To formalise his new powers, Kiriyenko’s team has reportedly lobbied for the creation of a dedicated foreign policy department within the presidential administration, Pertsev reports —an institutional shift that would have been unthinkable just a few years ago, when the separation between domestic and foreign policy was still strictly observed.
Kiriyenko consolidates new powers
Kiriyenko’s bid to consolidate power began in earnest during the 2024 political crisis in Abkhazia. “Kiriyenko grabbed the opportunity, arguing that Russian political strategists had experience of working in the region, and got the overseeing of Abkhazia transferred to him instead of Kozak,” Pertsev said. He added that Kiriyenko personally visited the region, promised social handouts, and was publicly associated with pro-Kremlin candidate Badra Gunba, who later won the presidency despite opposition claims of electoral fraud. That backing is a return to the old policies of focusing on individuals, rather than the previous change to arms-length objectivity focused on Russia’s interests.
That success bolstered Kiriyenko’s standing. “Now, in addition to the occupied parts of Ukraine, it includes oversight of relations with South Ossetia, Moldova, and Armenia,” Pertsev stated, noting that Kiriyenko has also taken on responsibility for certain African states.
Surkov and Kozak had diverging strategies in managing the Kremlin’s interests in the post-Soviet space, says Pertsev: Surkov pursued secret negotiations to insert pro-Russian influence into Ukraine’s political system, while Kozak opted for open dialogue with Western partners. Both approaches failed to deliver lasting gains and were eventually abandoned.
“Under Kiriyenko, things are different. Direct interference has evolved from being just one option in Moscow’s armoury into its main weapon,” said Pertsev. In regions like Transnistria, Kiriyenko has attempted to apply the same playbook used in Abkhazia, acting as both benefactor and political overseer.
But these methods are unlikely to succeed in countries like Moldova and Armenia, where the elites are married to the idea of European values and possible membership and retain a deep prejudice against Russia.
Moldovan President Maia Sandu is committed to Europe and her country was made a candidate country along with Ukraine in 2022 and has now started accession negotiations. Moreover, Russia has occupied the Transnistria region and maintains a force of 1,400 soldiers on Moldovan territory.
Much further from Europe, Armenian President Nikol Pashinyan has a more difficult job and is cognizant of the realities imposed by geography; Russia remains a major economic partner and security threat so he has gone out of his way to maintain good relations with the Kremlin. But that relationship was ruined by the Azerbaijan “anti-terrorist operation” and recapture of Nagorno-Karabakh in September 2023. As the guarantor of regional security, Pashinyan called on Russia for help, and Moscow ignored him. Since then Pashinyan has said he wants to join the EU too.

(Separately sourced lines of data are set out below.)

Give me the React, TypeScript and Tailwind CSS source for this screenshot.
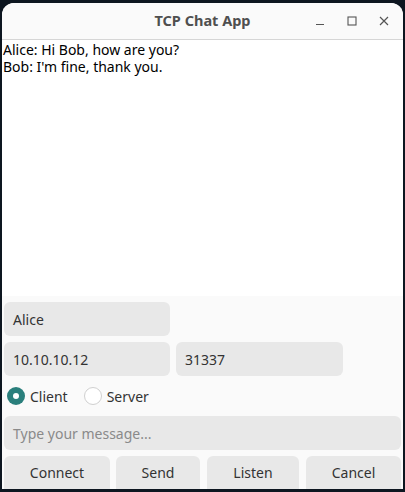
import { useState } from 'react';

const font = { fontFamily: '"Noto Sans", "Open Sans", sans-serif' };

function Radio({ checked, label, onClick }: { checked: boolean; label: string; onClick: () => void }) {
  return (
    <button className="flex items-center gap-[5px]" onClick={onClick}>
      {checked ? (
        <span className="w-[18px] h-[18px] rounded-full bg-[#2a7f7c] flex items-center justify-center">
          <span className="w-[6px] h-[6px] rounded-full bg-white" />
        </span>
      ) : (
        <span className="w-[18px] h-[18px] rounded-full border border-[#d0d0d0] bg-white" />
      )}
      <span className="text-[14px] text-[#333]">{label}</span>
    </button>
  );
}

export default function App() {
  const [mode, setMode] = useState<'client' | 'server'>('client');

  return (
    <div className="w-[405px] h-[492px] bg-[#0d1620] pt-[3px] px-[2px] pb-[3px] flex" style={font}>
      <div className="flex-1 flex flex-col rounded-t-[12px] overflow-hidden bg-[#fafafa]">
        {/* title bar */}
        <div className="h-[37px] shrink-0 bg-[#fafafa] border-b border-[#d6d6d6] relative flex items-center justify-center">
          <span className="text-[14.5px] font-bold text-[#4f4f4f]">TCP Chat App</span>
          <div className="absolute right-[12px] top-0 h-full flex items-center gap-[18px] text-[#555]">
            <svg width="14" height="14" viewBox="0 0 14 14">
              <path d="M3 10.5h8" stroke="currentColor" strokeWidth="1.2" />
            </svg>
            <svg width="14" height="14" viewBox="0 0 14 14">
              <rect x="3" y="3" width="8" height="8" fill="none" stroke="currentColor" strokeWidth="1.1" />
            </svg>
            <svg width="14" height="14" viewBox="0 0 14 14">
              <path d="M3 3l8 8M11 3l-8 8" stroke="currentColor" strokeWidth="1.2" />
            </svg>
          </div>
        </div>

        {/* chat log */}
        <div className="h-[256px] shrink-0 bg-white px-[1px] pt-[1px] text-[14px] leading-[17px] text-black">
          <p>Alice: Hi Bob, how are you?</p>
          <p>Bob: I'm fine, thank you.</p>
        </div>

        {/* controls */}
        <div className="flex-1 flex flex-col px-[2px] pt-[6px]">
          <div className="w-[166px] h-[34px] rounded-[6px] bg-[#e8e8e8] flex items-center px-[9px] text-[14px] text-[#333]">
            Alice
          </div>
          <div className="flex gap-[6px] mt-[6px]">
            <div className="w-[166px] h-[34px] rounded-[6px] bg-[#e8e8e8] flex items-center px-[9px] text-[14px] text-[#333]">
              10.10.10.12
            </div>
            <div className="w-[167px] h-[34px] rounded-[6px] bg-[#e8e8e8] flex items-center px-[9px] text-[14px] text-[#333]">
              31337
            </div>
          </div>
          <div className="flex items-center gap-[16px] h-[28px] mt-[6px] pl-[3px]">
            <Radio checked={mode === 'client'} label="Client" onClick={() => setMode('client')} />
            <Radio checked={mode === 'server'} label="Server" onClick={() => setMode('server')} />
          </div>
          <div className="h-[34px] mt-[6px] rounded-[6px] bg-[#e8e8e8] flex items-center px-[9px] text-[14px] text-[#8a8a8a]">
            Type your message...
          </div>
          <div className="flex mt-[6px] flex-1">
            <button className="w-[106px] rounded-t-[6px] bg-[#e8e8e8] text-[14px] text-[#333]">Connect</button>
            <button className="w-[84px] ml-[6px] rounded-t-[6px] bg-[#e8e8e8] text-[14px] text-[#333]">Send</button>
            <button className="w-[92px] ml-[7px] rounded-t-[6px] bg-[#e8e8e8] text-[14px] text-[#333]">Listen</button>
            <button className="flex-1 ml-[7px] rounded-t-[6px] bg-[#e8e8e8] text-[14px] text-[#333]">Cancel</button>
          </div>
        </div>
      </div>
    </div>
  );
}
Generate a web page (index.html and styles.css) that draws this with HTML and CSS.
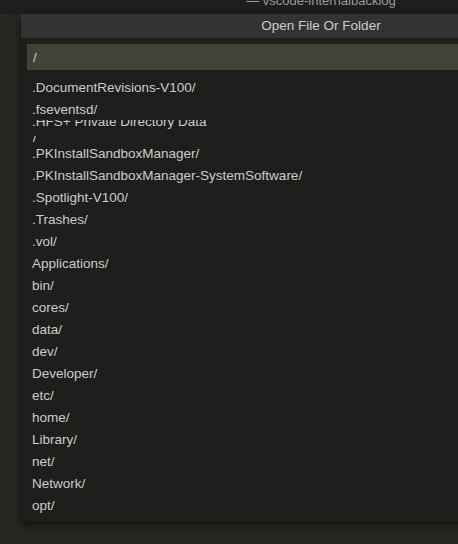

“The demands of Kiriyenko’s day job as ‘curator’ of Russian domestic policy mean he cannot engage in lengthy negotiations with Yerevan or Chisinau,” Pertsev noted. “Instead, the approach that Kiriyenko has apparently sold to Putin is simple: Russia should stop being coy about interfering in the domestic affairs of other countries.”
Some in Kiriyenko’s circle have even joked that “Russia’s borders are endless,” a euphemism for the Kremlin’s growing reach through its political operations unit. Pertsev reported that individuals close to Kiriyenko have openly discussed the possibility of running interference campaigns to undermine the now estranged Armenian government.
If these operations are effective, Kiriyenko may be entrusted with more ambitious targets. Pertsev pointed to France as a possible test case, citing allegations in 2024 that Kremlin-linked strategist Ilya Gambashidze had orchestrated disinformation campaigns there.
“For his part, Kiriyenko will be keen to add more countries to his portfolio,” said Pertsev. Greater scope would bring not only enhanced institutional authority but also closer access to Putin—“and in Russian politics, personal access to the president is the most valuable asset.”
Still, risks abound. “He and his team have gotten used to Russia’s docile political system where elections are easy to manipulate,” Pertsev said, adding that Kiriyenko’s tactics may falter in competitive democracies. His team reportedly sees limited chances of swaying Armenia’s 2026 parliamentary elections, as despite his setbacks, Pashinyan remains popular and trusted by his voters.